Early this week Michael Weinzettl travelled to Cologne to take part in the final jury session for the Best of CGI Awards at Photokina, the world's largest trade show for the photographic and imaging industries. He unveils the winners.
Manipula's work is will appear in 200 Best Digital Artists on a full spread.
It is held every two years in Cologne and this was the second time I had been judging the awards - and what a huge difference it was compared to the first time.
Back then, the organisers only had only very few submissions to be scrutinised by the jury, which besides myself, again consisted of René Staud, one of Germany’s top car photographers. Also on the jury was Patrick McCue, a key figure in digital and motion-design at the Georg-Simon-Ohm University of Applied Sciences in Nuremberg; and, Alexander Wolff, a representative of Koelnmesse, Photokina’s organiser.
As a result, the submissions last time were not only few but mostly from within Germany and I must say decidedly underwhelming. We were lucky back then to find one, really excellent submission: It was called "Gaspard Bonet Le Directeur" and was by Alex Pusch (photography) and Benjamin Wiesse (CGI) from Germany.

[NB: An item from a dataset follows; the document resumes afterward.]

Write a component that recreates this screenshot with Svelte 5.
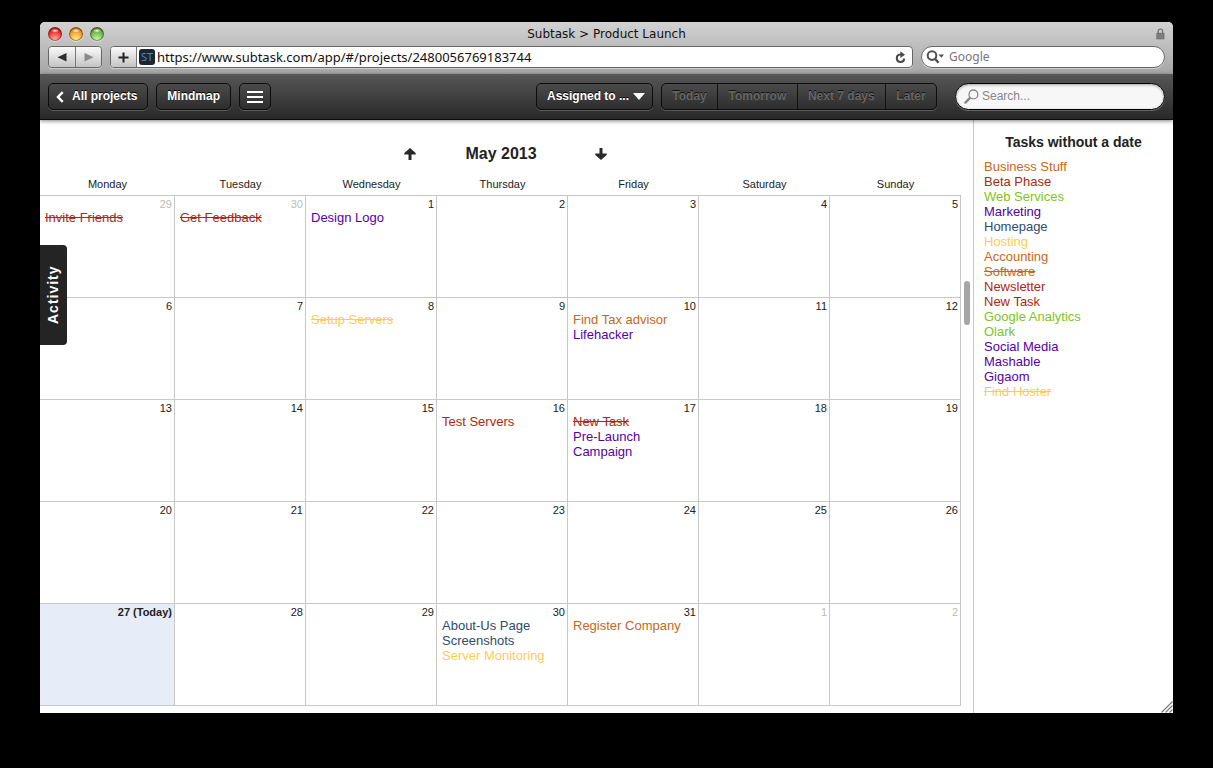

It took the award and also featured in our 200 Best Digital Artists book. This time around, Photokina had asked us for help with the submissions and we entered into a partnership. Digital artists had the option of entering the Best of CGI Awards when submitting work to our upcoming special 200 Best Digital Artists (which will be published this November). The result was an abundance of excellent work from all over the world – and more work for the jury.
Another result of this partnership was that I had seen all of the three highest scoring works before since they of course had also been selected by our own jury for upcoming 200 Best Digital Artists sometime in late July/early August.
The image that won the Photokina's Best of CGI Award 2014 is by Brazilian digital artist studio Manipula and was originally composed for the Ecuadorian Ministry of Tourism (I do wonder what the original ad looked like as the image seems rather too scary to be used for the purposes to attract tourists.)
Second place went to a self-promotional image by Swiss photographer Terence de Fresne, also to be featured in our book which shows a submarine stranded in the Arctic ice.
I have rarely seen a more beautifully composed and realistic-looking CGI image as that. CGI work sometimes tends to be overly showy resulting in an obvious artificiality that that can mar the overall impression.
In third came a good old acquaintance of ours, one of the top CGI artists in the world, Bangkok-based Surachai Puthikulangkura whose work has featured in the pages of Lürzer's Archive many memorable times: Who could forget that feisty pig?
Here he was present with an image entitled "Brick" and taken from a campaign for the Architecture Museum Paris, and featured in Vol. 5-13 of Lürzer's Archive.
A special favourite of mine among this year's crop of finalists for the Best of CGI Award was this darkly funny post-apocalyptic image of the city I live in, Berlin, by Berlin-based digital artist Michal Zak, who I also had the pleasure of meeting at the Lürzer's Archive stand at Photokina. He’s definitely a name to remember.
The winner of the Young Talent Category was Amir Khan Djahanschahi, design student at the Technische Hochschule Georg-Simon-Ohm Nuremberg, for a piece called "Steinert Subjektives".
Second and third place went to design student Thomas Michalczyk of Hochschule Ansbach, Germany, for "Draußen Zuhause" and multi-media and communications student Manuel Peter (Technische Hochschule Georg-Simon-Ohm Nuremberg) for "Künstliche Intelligenz."